Living like elephants and birds does not mean we have to go back to living in the woods. For one, this is completely impractical. There isn’t enough space on the planet for nearly 7 billion people to go back to living in the woods. What we do need to do, instead, is figure out how to live without using more resources than our landbase can support. That means no more fossil fuels, for one. But it also means that everything we do, and I mean everything, needs to be examined from the perspective of its long term consequences not only on us (humans), but on our landbase and on the other species that live there. If we want to ensure our continued survival, we need to consider our actions in terms of not their economic viability or their efficiency (short term consequences) but of their ability to help us sustain human life for as long as possible (presuming this is the goal). To preserve human life, you need a planet to live on. Simple as that.
So let’s return to turning off the lights. I’m not asking you to stop having lights. I’m typing on a computer, clearly I am not running around in the wilderness without any electricity, nor am I suggesting you do so. I am, however, asking that you think what having a light bulb means. For a light bulb to exist, there must be a source of electricity to power it. This can come from any number of places, but aside from nuclear, solar, hydroelectric and wind, they more or less come from burning things to make steam which then powers lots of little machine bits and makes electricity. These things are not necessarily bad, unless you’re burning things that you don’t have an infinite, renewable supply of, like petrol. They also have the nasty side effect of filling the atmosphere with carbon dioxide, and we all know what that means. The effects of hydroelectric power- meaning damming rivers- we all should know is bad for the environment. The fate of salmon should be enough to remind us that dams kill rivers, and everything that relies on those rivers, including, eventually, humans. As for solar and wind- well, you have to build solar panels and wind turbines out of something, and usually those things are mined and manufactured using, you guessed it, petroleum. Not an elegant solution. And anyone who argues nuclear power is a solution to the problem isn’t thinking in the long term, or is ignoring the fact that we can’t live on a planet filled with leftover nuclear waste.
The light bulb itself isn’t much better. It had to be manufactured, with more stuff mined up from the ground, not to mention the energy required to convert raw materials into a light bulb, and then it had to be packaged, shipped, sent to a store (this is also not mentioning the resources required to build the manufacturing plant, and the equipment inside, and the equipment used to mine the materials in the first place, and the materials and energy that went into building the vehicles used for transporting raw materials and equipment and finished light bulbs), and finally, eventually, taken home to be put in your lamp (which went through a similar process). And this is STILL leaving an enormous number of steps out of the process. You have a house to put the light bulb in, presumably.

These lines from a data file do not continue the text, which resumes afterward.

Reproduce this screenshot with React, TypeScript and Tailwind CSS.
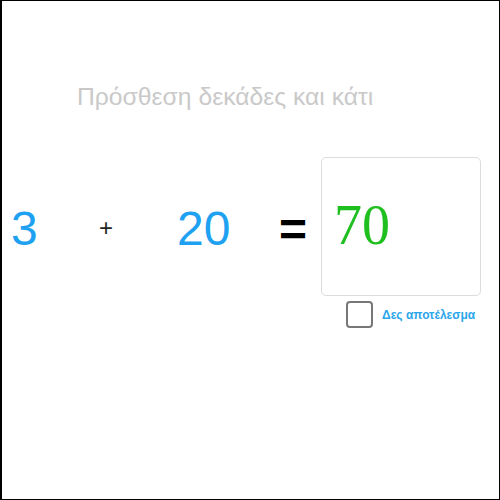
export default function App() {
  return (
    <div
      className="w-[500px] h-[500px] border border-l-2 border-black bg-white relative overflow-hidden"
      style={{ fontFamily: '"Liberation Sans", Arial, sans-serif' }}
    >
      <div className="pt-[80px] pl-[75px] text-[24.7px] leading-[32px] text-[#c9c9c9]">
        Πρόσθεση δεκάδες και κάτι
      </div>
      <div className="mt-[44px] flex items-start">
        <div className="ml-[9px] w-[88px] mt-[44px] text-[48px] leading-[56px] text-[#1ea1f1]">3</div>
        <div className="w-[78px] mt-[56px] text-[24px] leading-[30px] text-[#222]">+</div>
        <div className="w-[102px] mt-[44px] text-[48px] leading-[56px] text-[#1ea1f1]">20</div>
        <div className="w-[42px] mt-[45px] text-[48px] font-bold leading-[56px] text-black">=</div>
        <div className="flex flex-col items-start">
          <div className="w-[160px] h-[139px] border border-[#dcdcdc] rounded-[5px] pl-[12px] pt-[37px]">
            <span
              className="text-[56px] leading-[60px] text-[#1fbf1f]"
              style={{ fontFamily: '"Liberation Serif", "Times New Roman", serif' }}
            >
              70
            </span>
          </div>
          <div className="mt-[5px] ml-[25px] flex items-center gap-[9px]">
            <div className="w-[27px] h-[27px] border-2 border-[#777] rounded-[4px]" />
            <span className="text-[12px] font-bold text-[#2aa6ea]">Δες αποτέλεσμα</span>
          </div>
        </div>
      </div>
    </div>
  );
}
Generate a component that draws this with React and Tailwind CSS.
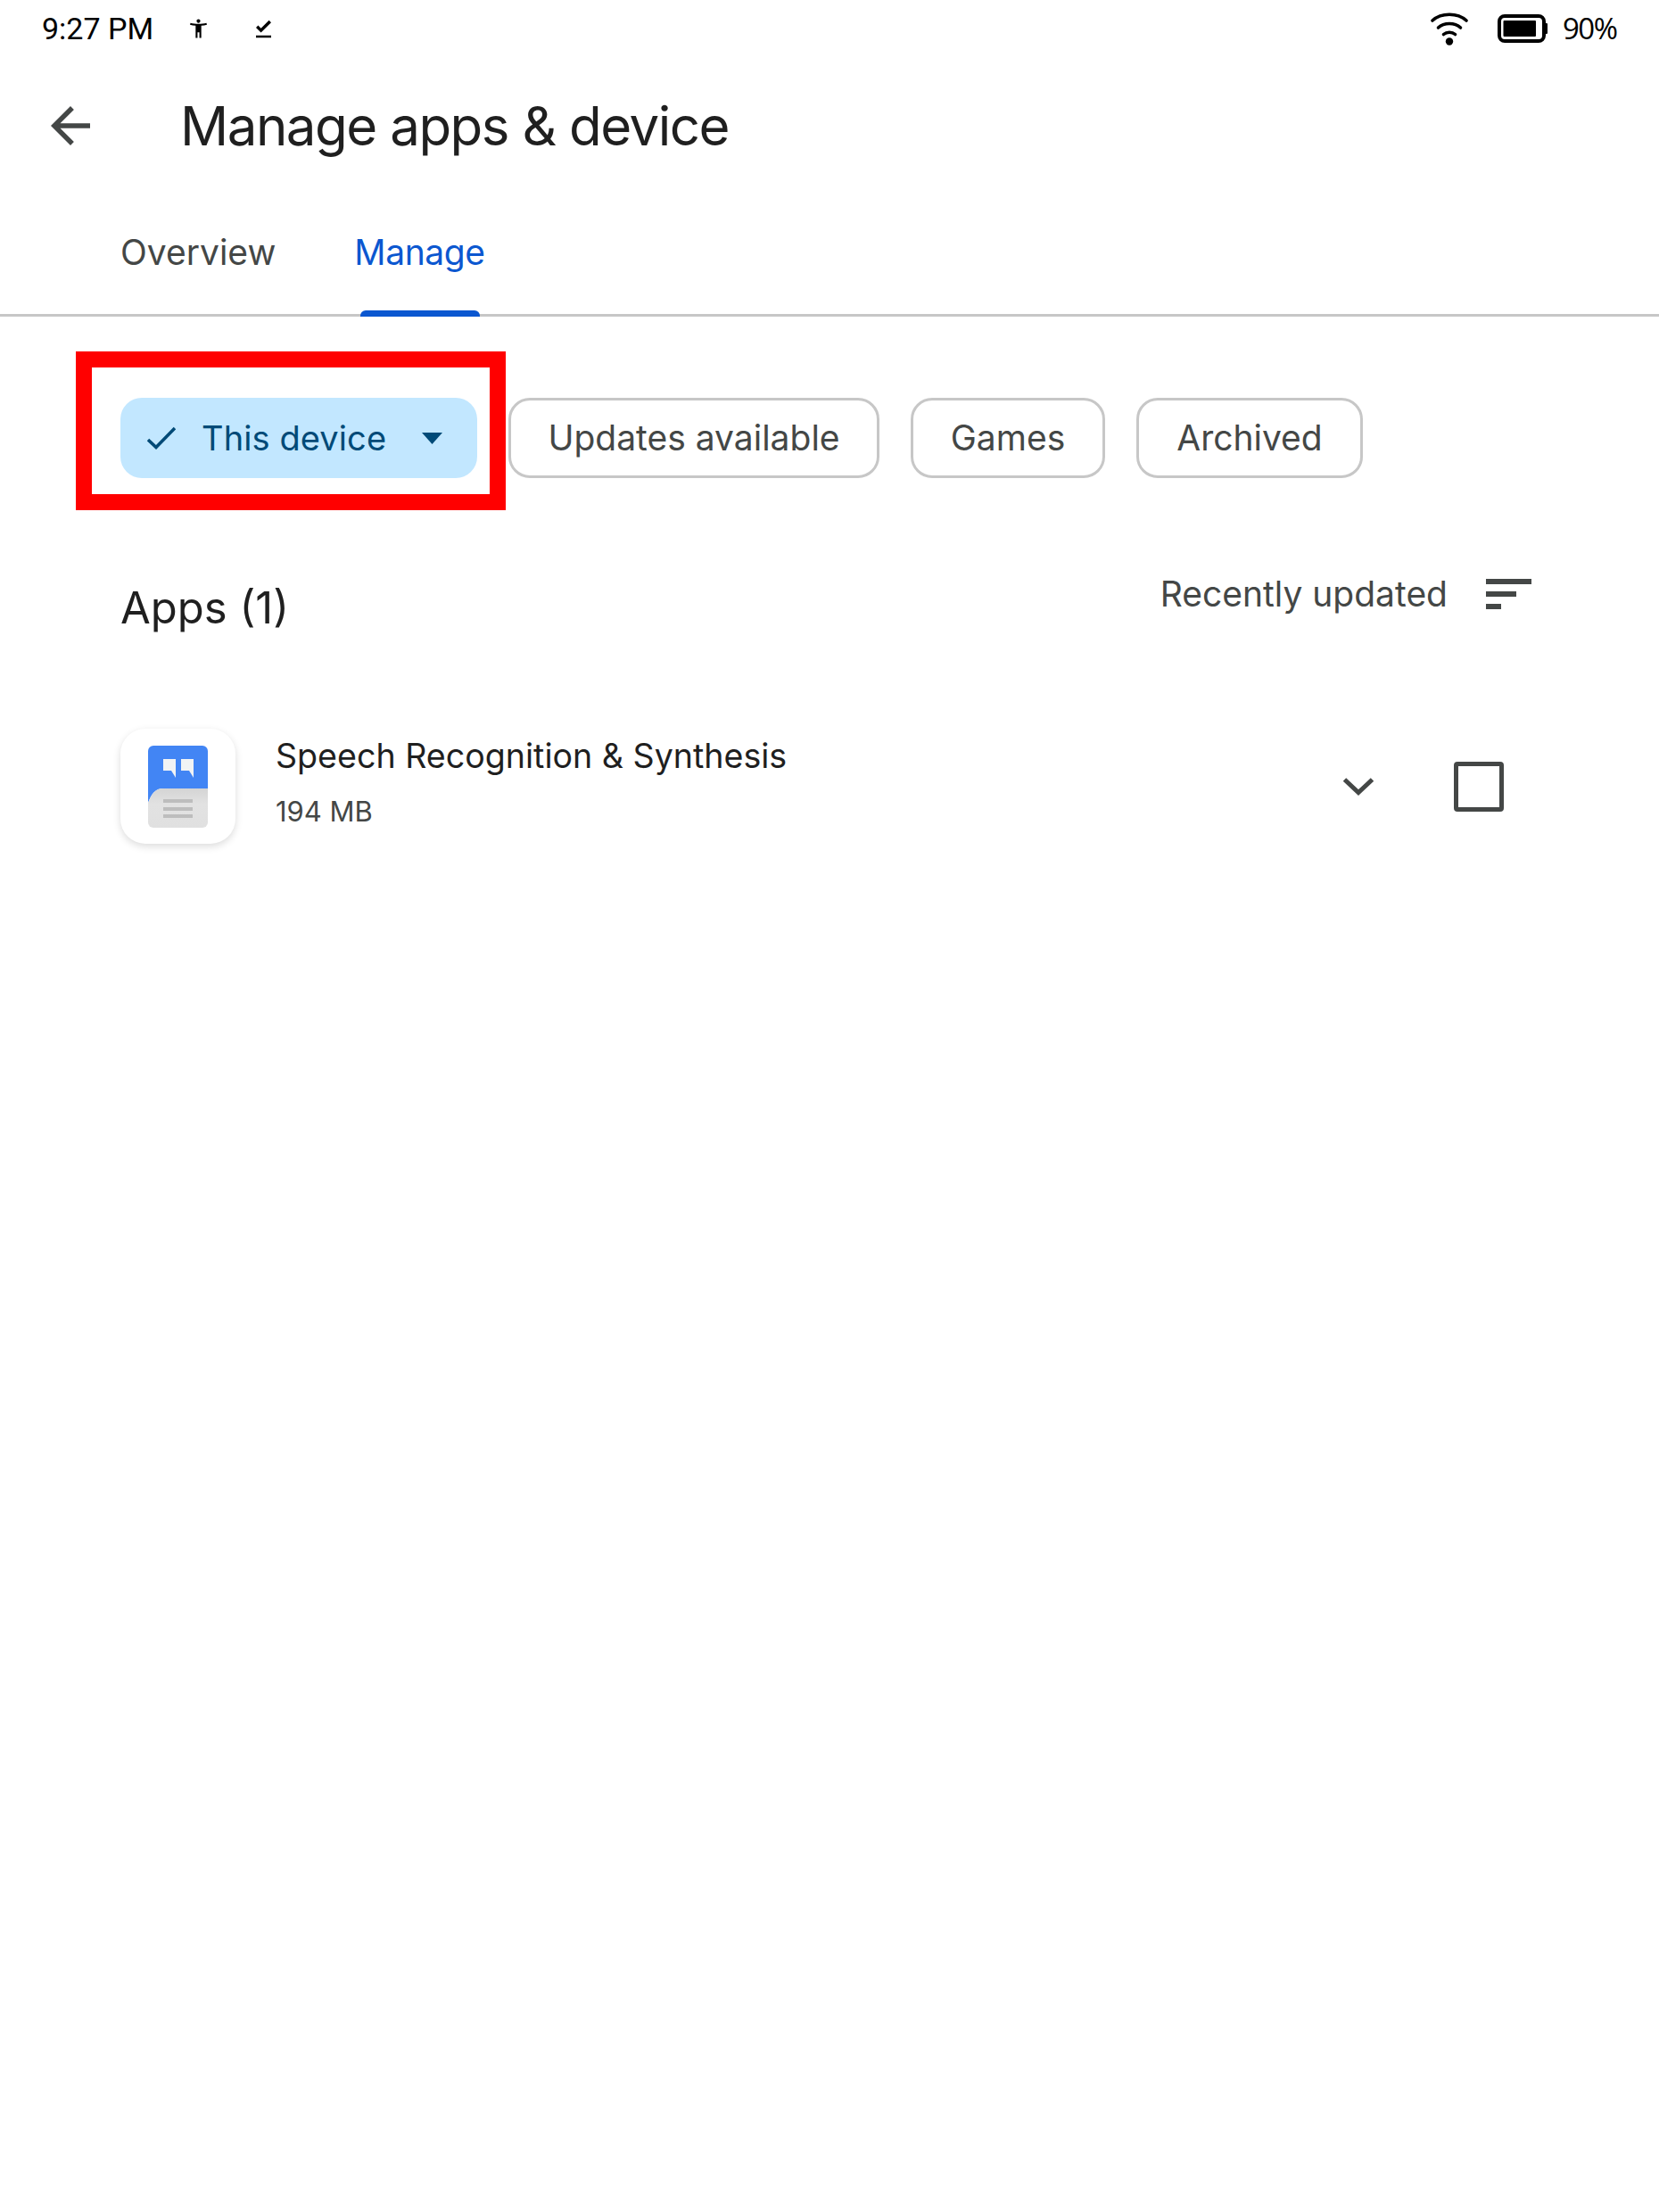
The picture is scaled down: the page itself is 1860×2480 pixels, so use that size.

So when you turn out the light for ten minutes, does it make that much difference? Not compared to the process required for there to be a light for you to turn on in the first place. Does this mean you should just give up, and not care? No. It means every single one of us needs to rethink how we (as a species) are living, and whether this whole mess we call civilization is really working out for us in the long run. If, after looking around for a bit, you conclude, as I have, that its time to get out of the car and make a run for it, you will begin to think about things a little differently. It doesn’t mean you won’t turn out the lights when you leave the room- because no matter what, there’s no reason not to live responsibly- it just means you’ll see the bigger picture. You turning off your lights will not make so much of a difference as light bulb manufacturers coming up with a light bulb without so many unpleasant consequences for ourselves and the environment. And no, I’m not talking about CFLs.
On campus, this means turning out your light will not make so much difference as the college itself switching to a better source of power- and let’s pause to define better as one with fewer long term consequences for ourselves and our planet- and beginning to think about our practices in the long term. Individual actions DO make a difference, because all the so-called green power in the world will not make up for millions of people acting irresponsibly with their light switches- but we also have to see the bigger picture, and know that individual actions are not going to save the world unless we also make some changes to the heavy hitters. For example, residential water usage accounts for only about 13% of the total U.S. water use- the other 87% comes from agriculture and industry. Your shorter shower may save a few hundred gallons over the course of the year, but if we aren’t also working to reduce the amount of water used by industries, we’re missing the bigger picture.
It’s not impossible. We invented the light bulb, didn’t we? I have every faith possible that we are more than capable of uninventing it as well.